### DATA SUPPLIED
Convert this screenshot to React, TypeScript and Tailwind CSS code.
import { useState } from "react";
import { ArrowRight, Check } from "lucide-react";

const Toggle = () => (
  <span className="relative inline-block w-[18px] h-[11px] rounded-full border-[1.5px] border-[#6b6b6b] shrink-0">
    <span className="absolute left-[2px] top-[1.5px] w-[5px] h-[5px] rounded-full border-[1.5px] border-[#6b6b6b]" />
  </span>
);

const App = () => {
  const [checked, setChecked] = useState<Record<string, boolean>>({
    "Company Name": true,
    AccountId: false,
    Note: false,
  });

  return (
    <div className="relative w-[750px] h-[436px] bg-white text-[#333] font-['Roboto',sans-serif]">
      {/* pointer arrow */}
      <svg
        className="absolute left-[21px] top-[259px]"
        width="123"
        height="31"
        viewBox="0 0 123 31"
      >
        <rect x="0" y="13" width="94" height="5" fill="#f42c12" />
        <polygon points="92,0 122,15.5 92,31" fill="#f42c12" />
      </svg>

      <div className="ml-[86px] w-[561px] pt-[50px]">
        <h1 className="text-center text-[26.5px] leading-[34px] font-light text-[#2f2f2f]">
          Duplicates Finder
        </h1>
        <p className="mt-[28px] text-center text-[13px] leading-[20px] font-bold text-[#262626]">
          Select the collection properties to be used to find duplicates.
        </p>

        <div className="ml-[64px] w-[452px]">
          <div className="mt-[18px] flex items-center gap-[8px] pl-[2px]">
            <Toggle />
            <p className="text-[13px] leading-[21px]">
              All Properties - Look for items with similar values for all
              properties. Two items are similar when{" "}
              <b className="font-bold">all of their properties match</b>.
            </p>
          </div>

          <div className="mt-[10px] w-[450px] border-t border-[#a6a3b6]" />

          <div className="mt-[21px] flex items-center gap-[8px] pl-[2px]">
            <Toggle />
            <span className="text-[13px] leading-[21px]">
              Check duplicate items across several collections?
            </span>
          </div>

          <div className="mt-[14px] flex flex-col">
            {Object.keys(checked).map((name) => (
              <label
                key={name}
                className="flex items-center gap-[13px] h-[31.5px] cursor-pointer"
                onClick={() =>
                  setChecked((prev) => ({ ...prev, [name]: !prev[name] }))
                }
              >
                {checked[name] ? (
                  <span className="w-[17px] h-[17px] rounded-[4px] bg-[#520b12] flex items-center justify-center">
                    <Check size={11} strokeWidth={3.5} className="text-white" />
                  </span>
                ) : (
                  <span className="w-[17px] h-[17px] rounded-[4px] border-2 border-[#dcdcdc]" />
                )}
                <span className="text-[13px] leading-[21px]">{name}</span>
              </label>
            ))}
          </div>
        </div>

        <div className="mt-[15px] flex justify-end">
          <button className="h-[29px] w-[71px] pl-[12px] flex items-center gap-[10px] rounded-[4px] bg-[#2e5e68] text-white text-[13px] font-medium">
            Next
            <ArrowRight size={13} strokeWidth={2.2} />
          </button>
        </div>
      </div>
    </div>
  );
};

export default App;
* * *
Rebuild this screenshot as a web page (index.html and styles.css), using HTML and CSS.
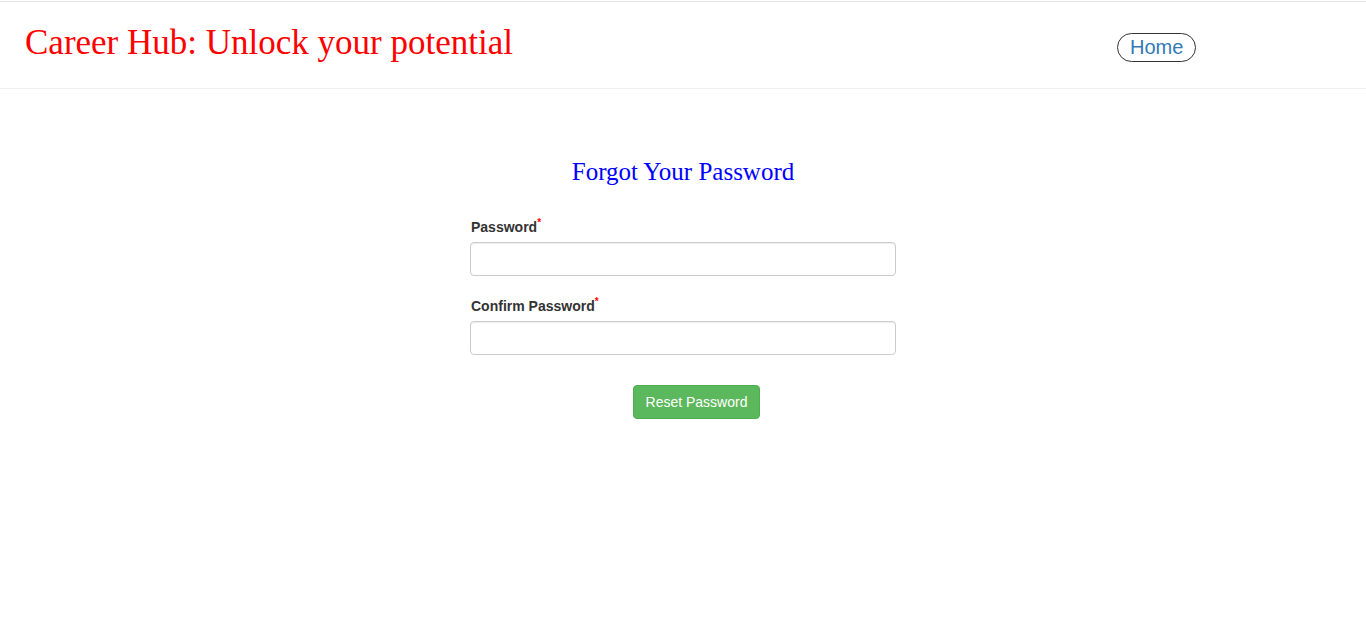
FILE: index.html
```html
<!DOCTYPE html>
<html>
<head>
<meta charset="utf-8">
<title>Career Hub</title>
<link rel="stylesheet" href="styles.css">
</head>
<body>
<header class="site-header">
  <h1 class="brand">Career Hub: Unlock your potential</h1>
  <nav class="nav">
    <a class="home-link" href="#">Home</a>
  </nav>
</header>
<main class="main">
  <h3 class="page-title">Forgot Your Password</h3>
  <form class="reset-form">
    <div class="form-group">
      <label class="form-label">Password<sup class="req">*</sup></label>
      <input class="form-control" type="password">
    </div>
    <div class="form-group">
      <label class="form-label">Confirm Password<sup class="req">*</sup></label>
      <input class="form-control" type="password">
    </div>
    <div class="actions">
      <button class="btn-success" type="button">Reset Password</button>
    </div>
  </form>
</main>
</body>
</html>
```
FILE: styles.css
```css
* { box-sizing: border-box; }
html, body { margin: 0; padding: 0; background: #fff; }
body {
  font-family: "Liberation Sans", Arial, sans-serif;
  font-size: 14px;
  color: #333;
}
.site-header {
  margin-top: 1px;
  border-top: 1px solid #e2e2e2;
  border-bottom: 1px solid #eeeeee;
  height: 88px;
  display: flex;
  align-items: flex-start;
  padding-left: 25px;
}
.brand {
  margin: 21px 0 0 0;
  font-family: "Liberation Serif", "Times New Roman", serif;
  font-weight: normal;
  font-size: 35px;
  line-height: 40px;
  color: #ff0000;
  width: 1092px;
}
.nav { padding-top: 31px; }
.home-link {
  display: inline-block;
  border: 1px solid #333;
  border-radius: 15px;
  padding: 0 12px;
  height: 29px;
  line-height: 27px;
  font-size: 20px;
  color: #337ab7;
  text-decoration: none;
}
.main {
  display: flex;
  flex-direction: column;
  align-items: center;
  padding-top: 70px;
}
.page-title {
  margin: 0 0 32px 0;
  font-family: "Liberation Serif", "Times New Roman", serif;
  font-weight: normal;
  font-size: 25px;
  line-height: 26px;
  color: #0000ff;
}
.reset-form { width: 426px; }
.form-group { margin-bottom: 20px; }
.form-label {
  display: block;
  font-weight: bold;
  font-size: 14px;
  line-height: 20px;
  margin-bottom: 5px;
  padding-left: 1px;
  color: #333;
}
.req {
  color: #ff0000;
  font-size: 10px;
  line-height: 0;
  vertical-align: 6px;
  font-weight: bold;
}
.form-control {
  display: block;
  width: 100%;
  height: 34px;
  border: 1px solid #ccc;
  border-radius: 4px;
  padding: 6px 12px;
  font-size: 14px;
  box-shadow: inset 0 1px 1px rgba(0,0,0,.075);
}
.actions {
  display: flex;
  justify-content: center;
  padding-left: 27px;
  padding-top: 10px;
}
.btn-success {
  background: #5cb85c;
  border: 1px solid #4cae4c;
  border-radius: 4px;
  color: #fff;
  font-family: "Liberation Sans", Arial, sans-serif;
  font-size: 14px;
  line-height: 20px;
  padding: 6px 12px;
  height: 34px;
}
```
...
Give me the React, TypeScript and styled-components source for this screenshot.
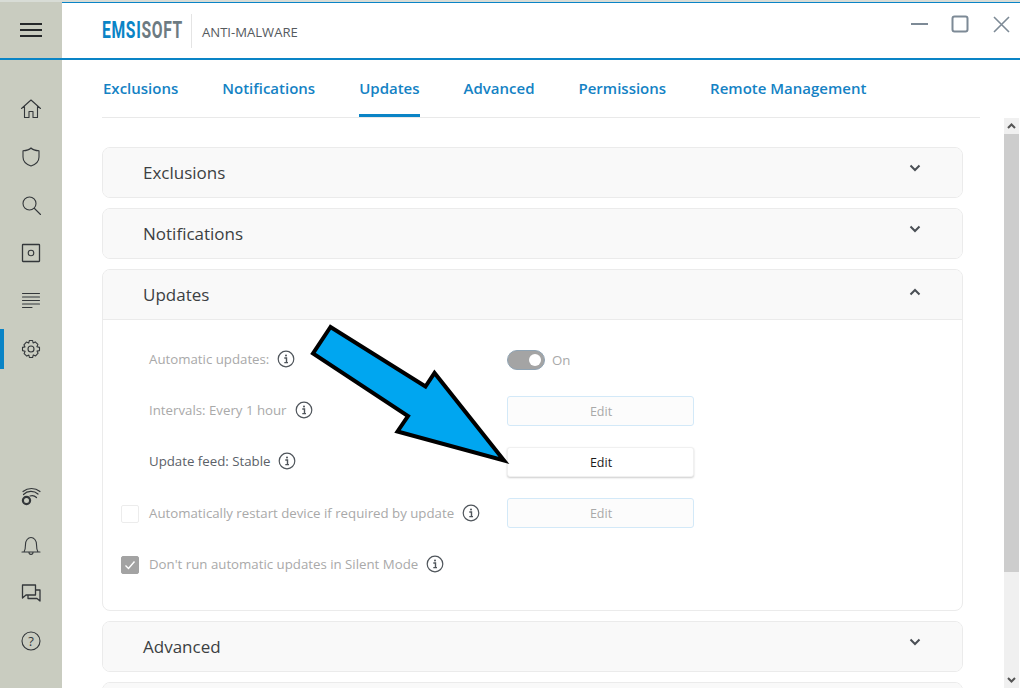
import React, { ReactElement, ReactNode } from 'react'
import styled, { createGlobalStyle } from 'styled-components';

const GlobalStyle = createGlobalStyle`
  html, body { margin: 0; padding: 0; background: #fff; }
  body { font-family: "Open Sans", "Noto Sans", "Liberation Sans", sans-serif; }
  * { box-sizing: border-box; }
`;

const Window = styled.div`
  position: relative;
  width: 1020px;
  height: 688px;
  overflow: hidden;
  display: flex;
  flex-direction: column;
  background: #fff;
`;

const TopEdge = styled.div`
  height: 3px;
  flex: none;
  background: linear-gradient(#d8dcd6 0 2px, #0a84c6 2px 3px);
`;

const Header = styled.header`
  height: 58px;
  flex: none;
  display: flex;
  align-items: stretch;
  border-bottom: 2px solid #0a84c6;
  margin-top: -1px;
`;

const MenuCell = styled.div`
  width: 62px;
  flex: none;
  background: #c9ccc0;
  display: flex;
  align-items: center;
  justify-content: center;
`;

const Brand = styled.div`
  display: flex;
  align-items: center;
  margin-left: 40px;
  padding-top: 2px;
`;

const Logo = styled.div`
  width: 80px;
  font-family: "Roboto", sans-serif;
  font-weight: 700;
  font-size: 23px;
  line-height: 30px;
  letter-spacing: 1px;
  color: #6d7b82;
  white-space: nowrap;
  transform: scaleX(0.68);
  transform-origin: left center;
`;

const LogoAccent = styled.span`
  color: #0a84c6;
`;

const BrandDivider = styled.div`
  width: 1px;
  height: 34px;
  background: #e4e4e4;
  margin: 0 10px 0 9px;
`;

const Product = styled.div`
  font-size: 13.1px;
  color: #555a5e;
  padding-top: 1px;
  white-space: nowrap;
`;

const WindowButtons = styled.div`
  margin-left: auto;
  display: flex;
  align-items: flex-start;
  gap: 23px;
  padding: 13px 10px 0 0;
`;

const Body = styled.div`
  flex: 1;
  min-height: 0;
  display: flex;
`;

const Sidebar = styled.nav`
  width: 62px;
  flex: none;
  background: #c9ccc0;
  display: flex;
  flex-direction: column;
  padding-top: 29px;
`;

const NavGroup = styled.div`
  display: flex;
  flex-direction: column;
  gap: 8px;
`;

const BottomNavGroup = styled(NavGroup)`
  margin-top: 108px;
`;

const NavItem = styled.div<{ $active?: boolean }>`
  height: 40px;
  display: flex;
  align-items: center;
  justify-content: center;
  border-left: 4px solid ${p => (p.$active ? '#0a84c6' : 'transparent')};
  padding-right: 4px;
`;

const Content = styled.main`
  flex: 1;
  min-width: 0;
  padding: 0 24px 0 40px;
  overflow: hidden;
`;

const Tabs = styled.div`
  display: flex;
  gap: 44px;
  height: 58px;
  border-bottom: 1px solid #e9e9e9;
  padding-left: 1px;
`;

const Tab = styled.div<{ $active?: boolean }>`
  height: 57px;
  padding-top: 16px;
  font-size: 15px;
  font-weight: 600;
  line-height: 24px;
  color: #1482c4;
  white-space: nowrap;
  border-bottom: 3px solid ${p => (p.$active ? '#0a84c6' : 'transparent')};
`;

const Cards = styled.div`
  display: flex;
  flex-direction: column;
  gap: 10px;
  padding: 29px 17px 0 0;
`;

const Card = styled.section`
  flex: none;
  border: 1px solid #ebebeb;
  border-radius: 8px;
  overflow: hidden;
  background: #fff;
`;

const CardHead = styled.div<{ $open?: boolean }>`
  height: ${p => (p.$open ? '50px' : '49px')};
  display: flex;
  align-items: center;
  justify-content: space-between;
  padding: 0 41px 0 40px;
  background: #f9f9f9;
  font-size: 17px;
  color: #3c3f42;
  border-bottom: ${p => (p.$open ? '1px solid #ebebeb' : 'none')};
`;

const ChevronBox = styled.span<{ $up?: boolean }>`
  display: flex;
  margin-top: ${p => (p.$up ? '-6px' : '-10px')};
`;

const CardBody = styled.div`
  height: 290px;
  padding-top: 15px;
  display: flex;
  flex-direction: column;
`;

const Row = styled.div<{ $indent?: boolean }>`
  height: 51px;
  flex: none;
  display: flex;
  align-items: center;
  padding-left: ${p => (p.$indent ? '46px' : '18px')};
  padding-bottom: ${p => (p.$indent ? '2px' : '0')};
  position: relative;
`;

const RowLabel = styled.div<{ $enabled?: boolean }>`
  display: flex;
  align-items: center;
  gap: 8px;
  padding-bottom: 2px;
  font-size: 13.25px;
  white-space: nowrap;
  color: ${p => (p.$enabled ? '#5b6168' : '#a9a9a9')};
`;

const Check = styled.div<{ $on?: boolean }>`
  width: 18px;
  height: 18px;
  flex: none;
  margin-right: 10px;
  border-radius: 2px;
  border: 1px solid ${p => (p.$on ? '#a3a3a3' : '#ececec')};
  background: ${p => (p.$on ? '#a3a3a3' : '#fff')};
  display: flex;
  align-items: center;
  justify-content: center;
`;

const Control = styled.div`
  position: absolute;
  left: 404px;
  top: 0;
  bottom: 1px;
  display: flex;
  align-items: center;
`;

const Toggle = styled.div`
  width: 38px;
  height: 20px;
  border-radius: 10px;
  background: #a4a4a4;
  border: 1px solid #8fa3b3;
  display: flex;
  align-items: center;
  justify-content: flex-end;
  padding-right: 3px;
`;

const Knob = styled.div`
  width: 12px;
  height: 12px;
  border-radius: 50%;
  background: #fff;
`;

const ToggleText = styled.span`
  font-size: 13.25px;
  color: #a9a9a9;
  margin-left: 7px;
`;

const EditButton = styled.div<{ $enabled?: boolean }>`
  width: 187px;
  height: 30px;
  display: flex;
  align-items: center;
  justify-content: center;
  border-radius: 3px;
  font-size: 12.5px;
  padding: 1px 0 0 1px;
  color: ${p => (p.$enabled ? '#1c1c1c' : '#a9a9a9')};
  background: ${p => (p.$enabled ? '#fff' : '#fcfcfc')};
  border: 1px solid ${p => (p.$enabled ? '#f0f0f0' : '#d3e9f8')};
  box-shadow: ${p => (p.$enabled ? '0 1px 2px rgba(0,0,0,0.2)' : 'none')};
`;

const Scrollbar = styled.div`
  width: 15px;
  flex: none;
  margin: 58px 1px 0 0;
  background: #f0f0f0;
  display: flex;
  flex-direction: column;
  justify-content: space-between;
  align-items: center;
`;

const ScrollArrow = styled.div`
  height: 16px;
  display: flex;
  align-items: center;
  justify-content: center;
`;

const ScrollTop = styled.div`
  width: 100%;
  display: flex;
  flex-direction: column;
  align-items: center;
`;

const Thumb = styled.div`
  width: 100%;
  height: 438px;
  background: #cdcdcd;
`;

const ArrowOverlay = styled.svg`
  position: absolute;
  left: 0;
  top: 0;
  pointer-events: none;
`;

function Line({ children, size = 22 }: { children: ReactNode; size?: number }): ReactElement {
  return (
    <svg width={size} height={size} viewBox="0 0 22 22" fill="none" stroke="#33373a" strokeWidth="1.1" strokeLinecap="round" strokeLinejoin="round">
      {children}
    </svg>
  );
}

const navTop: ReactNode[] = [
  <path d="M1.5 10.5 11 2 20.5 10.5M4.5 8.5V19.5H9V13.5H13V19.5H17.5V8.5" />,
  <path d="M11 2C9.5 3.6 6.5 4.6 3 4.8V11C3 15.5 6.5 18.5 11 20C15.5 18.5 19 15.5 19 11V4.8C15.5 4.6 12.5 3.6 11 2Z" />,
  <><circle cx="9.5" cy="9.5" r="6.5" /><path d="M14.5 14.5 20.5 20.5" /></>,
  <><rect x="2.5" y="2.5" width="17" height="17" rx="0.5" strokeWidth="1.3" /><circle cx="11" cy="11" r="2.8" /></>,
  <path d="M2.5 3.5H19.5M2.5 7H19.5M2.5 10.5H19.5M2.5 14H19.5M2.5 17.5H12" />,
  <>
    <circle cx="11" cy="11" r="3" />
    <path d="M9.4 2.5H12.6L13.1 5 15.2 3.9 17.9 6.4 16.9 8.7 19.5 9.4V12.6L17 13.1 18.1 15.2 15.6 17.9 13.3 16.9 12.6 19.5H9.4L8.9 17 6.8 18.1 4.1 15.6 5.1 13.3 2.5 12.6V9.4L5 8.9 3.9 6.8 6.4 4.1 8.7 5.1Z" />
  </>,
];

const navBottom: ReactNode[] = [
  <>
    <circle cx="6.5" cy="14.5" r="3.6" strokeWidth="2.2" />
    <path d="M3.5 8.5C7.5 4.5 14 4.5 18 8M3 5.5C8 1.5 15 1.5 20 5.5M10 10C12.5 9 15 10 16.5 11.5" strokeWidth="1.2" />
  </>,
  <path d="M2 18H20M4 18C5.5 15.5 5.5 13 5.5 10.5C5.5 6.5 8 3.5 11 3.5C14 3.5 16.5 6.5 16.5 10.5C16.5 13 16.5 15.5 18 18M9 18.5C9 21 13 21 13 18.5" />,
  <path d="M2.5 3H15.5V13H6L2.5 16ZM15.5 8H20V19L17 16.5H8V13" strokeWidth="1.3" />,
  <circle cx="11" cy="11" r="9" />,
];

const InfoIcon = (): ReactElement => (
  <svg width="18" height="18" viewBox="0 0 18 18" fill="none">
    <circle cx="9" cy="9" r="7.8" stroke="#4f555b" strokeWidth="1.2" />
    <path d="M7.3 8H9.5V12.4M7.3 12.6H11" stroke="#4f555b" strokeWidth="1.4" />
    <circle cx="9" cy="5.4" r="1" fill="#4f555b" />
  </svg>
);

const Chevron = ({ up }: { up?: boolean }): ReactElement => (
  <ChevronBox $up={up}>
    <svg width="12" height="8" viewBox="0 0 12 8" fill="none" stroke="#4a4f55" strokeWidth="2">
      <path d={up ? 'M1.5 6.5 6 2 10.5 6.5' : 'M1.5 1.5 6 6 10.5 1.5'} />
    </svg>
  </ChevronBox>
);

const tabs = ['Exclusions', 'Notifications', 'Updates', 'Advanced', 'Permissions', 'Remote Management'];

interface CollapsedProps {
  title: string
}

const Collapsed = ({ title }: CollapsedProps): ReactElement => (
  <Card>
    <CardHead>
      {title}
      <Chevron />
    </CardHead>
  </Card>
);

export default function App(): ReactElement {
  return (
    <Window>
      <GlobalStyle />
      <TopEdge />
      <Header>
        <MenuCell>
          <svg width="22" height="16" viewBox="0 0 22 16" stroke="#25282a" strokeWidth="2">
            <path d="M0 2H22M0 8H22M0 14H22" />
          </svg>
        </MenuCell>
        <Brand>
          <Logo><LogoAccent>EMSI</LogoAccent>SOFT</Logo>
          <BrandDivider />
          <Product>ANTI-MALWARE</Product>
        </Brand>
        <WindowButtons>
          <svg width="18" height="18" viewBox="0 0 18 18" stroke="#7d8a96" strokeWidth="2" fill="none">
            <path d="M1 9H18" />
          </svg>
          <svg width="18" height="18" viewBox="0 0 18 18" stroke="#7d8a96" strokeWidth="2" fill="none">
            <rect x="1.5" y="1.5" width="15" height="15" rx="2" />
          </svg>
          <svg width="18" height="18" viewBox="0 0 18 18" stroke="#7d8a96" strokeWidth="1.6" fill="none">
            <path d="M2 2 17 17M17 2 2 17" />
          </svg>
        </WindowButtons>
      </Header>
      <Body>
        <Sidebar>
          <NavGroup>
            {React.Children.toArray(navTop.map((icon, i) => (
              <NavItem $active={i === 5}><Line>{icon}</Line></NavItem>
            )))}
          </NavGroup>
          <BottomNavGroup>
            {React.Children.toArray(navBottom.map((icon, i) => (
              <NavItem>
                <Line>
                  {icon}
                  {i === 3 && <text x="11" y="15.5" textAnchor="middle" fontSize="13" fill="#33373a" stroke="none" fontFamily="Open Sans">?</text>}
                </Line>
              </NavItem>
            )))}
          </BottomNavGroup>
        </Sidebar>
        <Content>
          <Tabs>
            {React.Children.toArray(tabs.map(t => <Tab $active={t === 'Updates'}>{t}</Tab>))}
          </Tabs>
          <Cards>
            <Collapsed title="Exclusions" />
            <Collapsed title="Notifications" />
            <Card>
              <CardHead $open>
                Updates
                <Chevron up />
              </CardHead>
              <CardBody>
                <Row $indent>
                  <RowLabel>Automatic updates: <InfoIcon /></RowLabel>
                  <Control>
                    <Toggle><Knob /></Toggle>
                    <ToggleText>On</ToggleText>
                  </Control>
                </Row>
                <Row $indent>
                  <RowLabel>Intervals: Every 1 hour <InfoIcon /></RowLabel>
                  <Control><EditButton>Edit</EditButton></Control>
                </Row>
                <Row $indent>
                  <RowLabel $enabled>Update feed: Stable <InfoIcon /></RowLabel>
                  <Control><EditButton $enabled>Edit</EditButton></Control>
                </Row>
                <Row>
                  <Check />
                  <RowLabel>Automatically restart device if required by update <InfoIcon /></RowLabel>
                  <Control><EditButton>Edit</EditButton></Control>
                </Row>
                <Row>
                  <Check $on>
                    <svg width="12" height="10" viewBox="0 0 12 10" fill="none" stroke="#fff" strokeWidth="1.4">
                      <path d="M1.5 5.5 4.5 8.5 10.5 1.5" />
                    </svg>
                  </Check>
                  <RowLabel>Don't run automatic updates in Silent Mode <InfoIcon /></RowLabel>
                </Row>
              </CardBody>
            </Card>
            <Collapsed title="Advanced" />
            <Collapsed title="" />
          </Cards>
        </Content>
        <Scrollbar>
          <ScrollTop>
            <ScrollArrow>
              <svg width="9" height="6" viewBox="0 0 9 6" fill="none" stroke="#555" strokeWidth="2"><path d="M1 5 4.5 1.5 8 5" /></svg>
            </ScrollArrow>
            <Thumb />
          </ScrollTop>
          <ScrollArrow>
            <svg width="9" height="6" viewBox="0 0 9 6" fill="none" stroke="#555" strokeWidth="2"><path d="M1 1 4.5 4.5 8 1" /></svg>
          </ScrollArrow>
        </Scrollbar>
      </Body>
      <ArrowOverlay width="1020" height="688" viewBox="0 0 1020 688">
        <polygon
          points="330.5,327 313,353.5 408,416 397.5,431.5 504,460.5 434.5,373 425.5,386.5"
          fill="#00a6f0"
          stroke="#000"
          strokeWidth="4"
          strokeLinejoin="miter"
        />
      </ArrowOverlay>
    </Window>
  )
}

### STATED PROBLEM
Find the word "page" in the data and show each line that holds it.

### EXPECTED OUTPUT
Rebuild this screenshot as a web page (index.html and styles.css), using HTML and CSS.
  <h3 class="page-title">Forgot Your Password</h3>
.page-title {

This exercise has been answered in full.